Don’t Box Men In

There’s a lot of talk these days about masculinity. Toxic masculinity. Failed masculinity. I even had one of my daughters, the feisty one, explain to me that soon men would no longer be required to create children.

Now, it’s not what is being said about men these days that bothers me. It’s that men are actually listening to this garbage. It’s not easy to operate in a world where you’re being blamed for everything that’s wrong with it while simultaneously being expected to fund and fix it.

This is one of the reasons I wrote Raising Men (that’s also the reason why I’m currently writing the sequel). I meet too many guys getting their asses handed to them by life: They’re overweight, overworked, and underwhelmed.
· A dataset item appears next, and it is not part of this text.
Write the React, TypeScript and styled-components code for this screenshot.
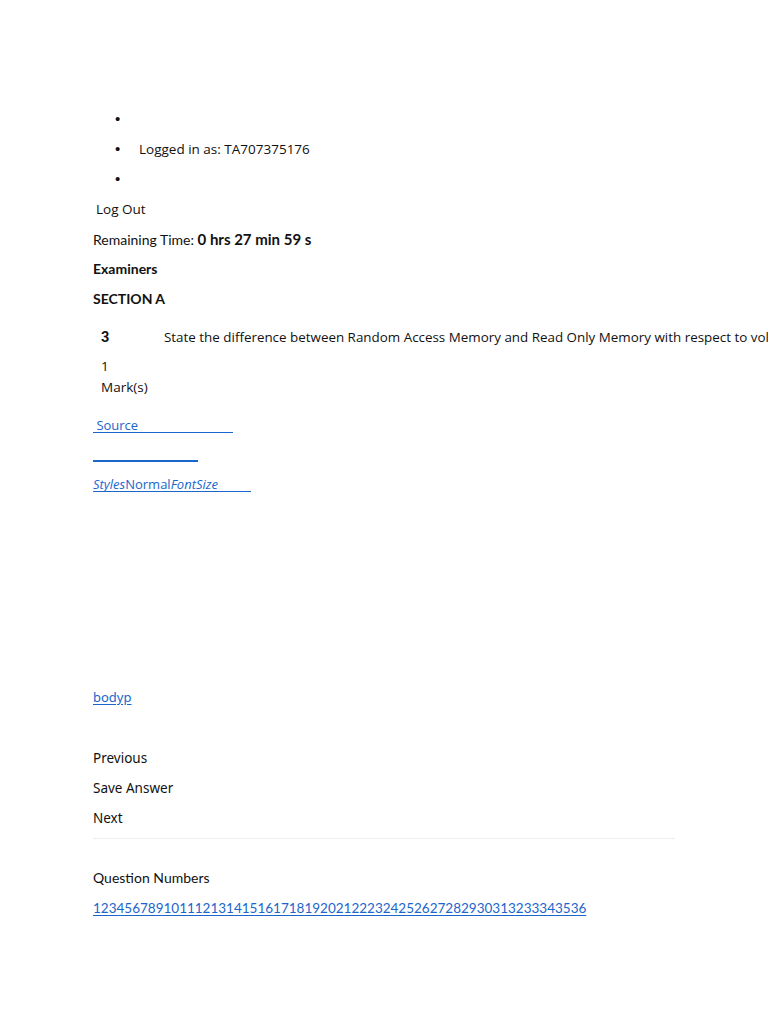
import React from "react";
import styled, { createGlobalStyle } from "styled-components";

const Global = createGlobalStyle`
  html, body { margin: 0; padding: 0; background: #fff; overflow-x: hidden; }
  body { font-family: "Open Sans", sans-serif; color: #111; }
`;

const Page = styled.div`
  padding: 104px 0 0 93px;
  box-sizing: border-box;
  white-space: nowrap;
`;

const TopList = styled.ul`
  margin: 0;
  padding-left: 22px;
  list-style: none;
`;

const Item = styled.li`
  height: 30px;
  line-height: 30px;
  font-size: 13.5px;
  font-family: "Open Sans", sans-serif;
  &::before {
    content: "•";
    display: inline-block;
    width: 24px;
    font-family: "Liberation Sans", sans-serif;
    font-size: 15px;
  }
`;

const Line = styled.div<{ $h?: number; $font?: string; $size?: number; $indent?: number; $bold?: boolean }>`
  height: ${(p) => p.$h ?? 30}px;
  line-height: ${(p) => p.$h ?? 30}px;
  font-family: ${(p) => p.$font ?? '"Open Sans", sans-serif'};
  font-size: ${(p) => p.$size ?? 13.5}px;
  font-weight: ${(p) => (p.$bold ? 700 : 400)};
  padding-left: ${(p) => p.$indent ?? 0}px;
`;

const Strong = styled.span`
  font-weight: 700;
  font-size: 15px;
`;

const QuestionRow = styled.div`
  display: flex;
  align-items: center;
  height: 30px;
  margin-top: 8px;
  padding-left: 8px;
`;

const QNum = styled.span`
  font-family: Roboto, sans-serif;
  font-weight: 700;
  font-size: 14.5px;
  width: 63px;
  flex: none;
`;

const QText = styled.span`
  font-family: "Open Sans", sans-serif;
  font-size: 13.4px;
`;

const Marks = styled.div`
  padding-left: 8px;
  font-family: "Open Sans", sans-serif;
  font-size: 13.5px;
  line-height: 21px;
  margin-top: 4px;
`;

const Link = styled.a<{ $font?: string; $size?: number }>`
  color: #1a66cc;
  text-decoration: underline;
  text-underline-offset: 2px;
  font-family: ${(p) => p.$font ?? '"Open Sans", sans-serif'};
  font-size: ${(p) => p.$size ?? 13}px;
`;

const BarLink = styled.a<{ $w: number }>`
  display: inline-block;
  vertical-align: middle;
  width: ${(p) => p.$w}px;
  color: #1a66cc;
  text-decoration: none;
  border-bottom: 1.5px solid #1a66cc;
  line-height: 14px;
  font-family: "Open Sans", sans-serif;
  font-size: 13px;
  white-space: pre;
`;

const Rule = styled.div`
  width: 105px;
  height: 1.5px;
  background: #1a66cc;
`;

const Em = styled.i``;

const Spacer = styled.div<{ $h: number }>`
  height: ${(p) => p.$h}px;
`;

const Nav = styled.div`
  font-family: "Noto Sans", sans-serif;
  font-size: 13.5px;
  height: 30px;
  line-height: 30px;
`;

const Hr = styled.div`
  width: 582px;
  height: 1px;
  background: #eee;
`;

export default function App() {
  return (
    <>
      <Global />
      <Page>
        <TopList>
          <Item></Item>
          <Item>Logged in as: TA707375176</Item>
          <Item></Item>
        </TopList>
        <Line $indent={3}>Log Out</Line>
        <Line $font='Lato, sans-serif' $size={14}>
          Remaining Time: <Strong>0 hrs 27 min 59 s</Strong>
        </Line>
        <Line $font='Lato, sans-serif' $size={14} $bold>Examiners</Line>
        <Line $font='Lato, sans-serif' $size={14} $bold>SECTION A</Line>
        <QuestionRow>
          <QNum>3</QNum>
          <QText>State the difference between Random Access Memory and Read Only Memory with respect to volatility.</QText>
        </QuestionRow>
        <Marks>1<br />Mark(s)</Marks>
        <Spacer $h={15} />
        <Line $h={22}>
          <BarLink $w={140} href="#"> Source</BarLink>
        </Line>
        <Spacer $h={25} />
        <Rule />
        <Spacer $h={11} />
        <Line $h={22}>
          <BarLink $w={158} href="#"><Em>Styles</Em>Normal<Em>FontSize</Em></BarLink>
        </Line>
        <Spacer $h={191} />
        <Line $h={22}>
          <Link $font='"Noto Sans", sans-serif' href="#">bodyp</Link>
        </Line>
        <Spacer $h={35} />
        <Nav>Previous</Nav>
        <Nav>Save Answer</Nav>
        <Nav>Next</Nav>
        <Spacer $h={5} />
        <Hr />
        <Spacer $h={24} />
        <Line $font='Lato, sans-serif' $size={14}>Question Numbers</Line>
        <Line $font='Lato, sans-serif' $size={14}>
          <Link $font='Lato, sans-serif' $size={13.5} href="#">123456789101112131415161718192021222324252627282930313233343536</Link>
        </Line>
      </Page>
    </>
  );
}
They’re miserable and they don’t know why. Their grandfathers and fathers didn’t do them any favors either. They slowly slipped out of the parenting game because they were too busy punching a clock, and their absence was filled by other things—most notably, popular culture—which redefined masculinity in the nastiest of ways by telling our boys to either 1) sit in a corner or 2) respond to challenges with aggression and working their bodies like little robots.

In Chapter 10 of Raising Men, I discuss a SEAL hand-to-hand combat…

…exercise called the Box Drill. The drill begins when our instructors bring us into a large room that is all black—black walls, black curtains, and barriers—with heavy-duty rubber padding on the ground. They lead us to a corner of the room that is marked off by a shaded white box. On the side opposite your box is a door on a fake wood wall, much like you would find on a Hollywood set. We’re told that we’re only safe from harm within that box.

The drill starts when you see your first threat and ends when you get through the door on the other side of the room. There is no time limit and no rules.

Once the drill began, I waited for something to happen. Eventually, five or six of the biggest guys they could find—wielding chains and bats and wearing hoods and protective gear—sauntered into the room. They began to verbally harass me and quickly became more aggravated and aggressive as they approached.

Like any “real man,” I responded with what I thought was expected of me: confidence and aggression. Over and over, I dove right at the guys, hitting and punching them, but each time I got my ass handed to me, the instructors would blow the whistle and mercifully send me back into my white box to reset and do it all over again.